MatMul#

MatMul operation computes the product of two tensors with optional bias addition The variable names follow the standard Conventions, typically taking 2D input tensors as an example, the formula is below:

\[\dst(m, n) = \sum_{k=0}^{K - 1} \left( \src(m, k) \cdot \weights(k, n) \right) + \bias(m, n)\]

In the shape of a tensor, two right-most axes are interpreted as row and column dimensions of a matrix while all left-most axes (if present) are interpreted as batch dimensions. The operation supports broadcasting semantics for those batch dimensions. For example src can be broadcasted to weights if the corresponding dimension in src is 1 (and vice versa). Additionally, if ranks of src and weights are different, the tensor with a smaller rank will be unsqueezed from the left side of dimensions (inserting 1) to make sure two ranks matched.

Operation Attributes#

Attribute

Name

Description

Value Type

Supported

Values

Required or

Optional

transpose_a

Controls whether to transpose the last two dimensions of src

bool

True, False (default)

Optional

transpose_b

Controls whether to transpose the last two dimensions of weights

bool

True, False (default)

Optional

The above transpose attributes will not be in effect when rank of an input tensor is less than 2. For example, in library implementation 1D tensor is unsqueezed firstly before compilation. The rule is applied independently.

  • For src tensor, the rule is defined like: [d] -> [1, d].

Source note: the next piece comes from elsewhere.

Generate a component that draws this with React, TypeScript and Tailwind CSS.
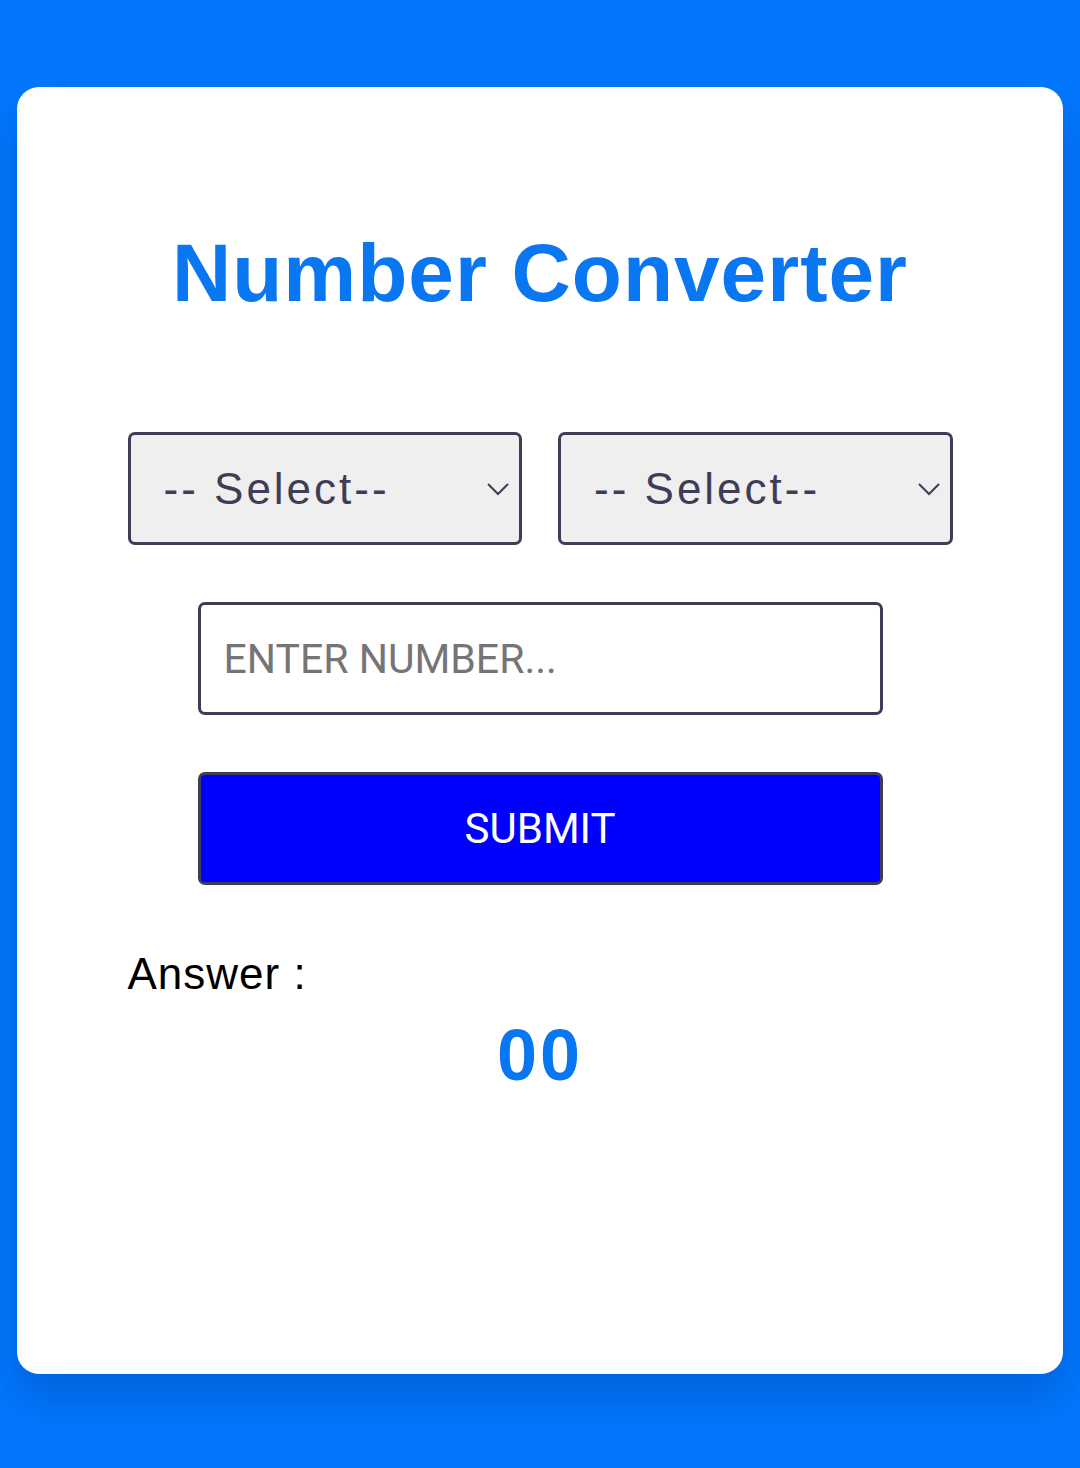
import React from "react";

const SANS = { fontFamily: '"Liberation Sans", Arial, sans-serif' };
const ROBOTO = { fontFamily: 'Roboto, "Liberation Sans", sans-serif' };

function Chevron() {
  return (
    <svg width={24} height={14} viewBox="0 0 24 14" fill="none" stroke="#3f3d56" strokeWidth={2}>
      <path d="M2 2l10 10L22 2" />
    </svg>
  );
}

function Select() {
  return (
    <div className="relative flex-1">
      <select
        className="h-[113px] w-full appearance-none rounded-[7px] border-[3px] border-[#3f3d56] bg-[#efefef] pl-[33px] text-[44px] tracking-[3px] text-[#3f3d56] outline-none"
        style={SANS}
        defaultValue=""
      >
        <option value="">-- Select--</option>
        <option value="bin">Binary</option>
        <option value="dec">Decimal</option>
        <option value="hex">Hexadecimal</option>
      </select>
      <span className="pointer-events-none absolute right-[12px] top-1/2 -translate-y-1/2">
        <Chevron />
      </span>
    </div>
  );
}

export default function App() {
  return (
    <div className="min-h-[1468px] bg-[#0277fd] px-[17px] pt-[87px]">
      <div className="flex h-[1287px] flex-col items-center rounded-[22px] bg-white pt-[145px] shadow-[0_24px_40px_rgba(0,40,120,0.25)]">
        <h1 className="text-[82px] font-bold leading-none tracking-[1px] text-[#0a77f2]" style={SANS}>
          Number Converter
        </h1>

        <div className="mt-[118px] flex w-[825px] gap-[36px]">
          <Select />
          <Select />
        </div>

        <input
          type="text"
          placeholder="ENTER NUMBER..."
          className="mt-[57px] h-[113px] w-[685px] rounded-[7px] border-[3px] border-[#3f3d56] bg-white px-[23px] text-[41px] text-[#333] outline-none placeholder:text-[#757575]"
          style={ROBOTO}
        />

        <button
          className="mt-[57px] h-[113px] w-[685px] rounded-[7px] border-[3px] border-[#3f3d56] bg-[#0000ff] text-[42px] text-white"
          style={ROBOTO}
        >
          SUBMIT
        </button>

        <div className="mt-[67px] w-[825px]" style={SANS}>
          <p className="text-[44px] leading-none tracking-[1px] text-black">Answer :</p>
          <p className="mt-[23px] text-center text-[72px] font-bold leading-none tracking-[3px] text-[#0a77f2]">00</p>
        </div>
      </div>
    </div>
  );
}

  • For weights tensor, the rule is defined like: [d] -> [d, 1].

Execution Arguments#

The inputs and outputs must be provided according to the below index order when constructing an operation.

Inputs#

Index

Argument Name

Required or Optional

0

src

Required

1

weights

Required

2

bias

Optional

Outputs#

Index

Argument Name

Required or Optional

0

dst

Required

Supported Data Types#

MatMul operation supports the following data type combinations.

Src

Weights

Bias

Dst

f32

f32

f32

f32

bf16

bf16

bf16

bf16

f16

f16

f16

f16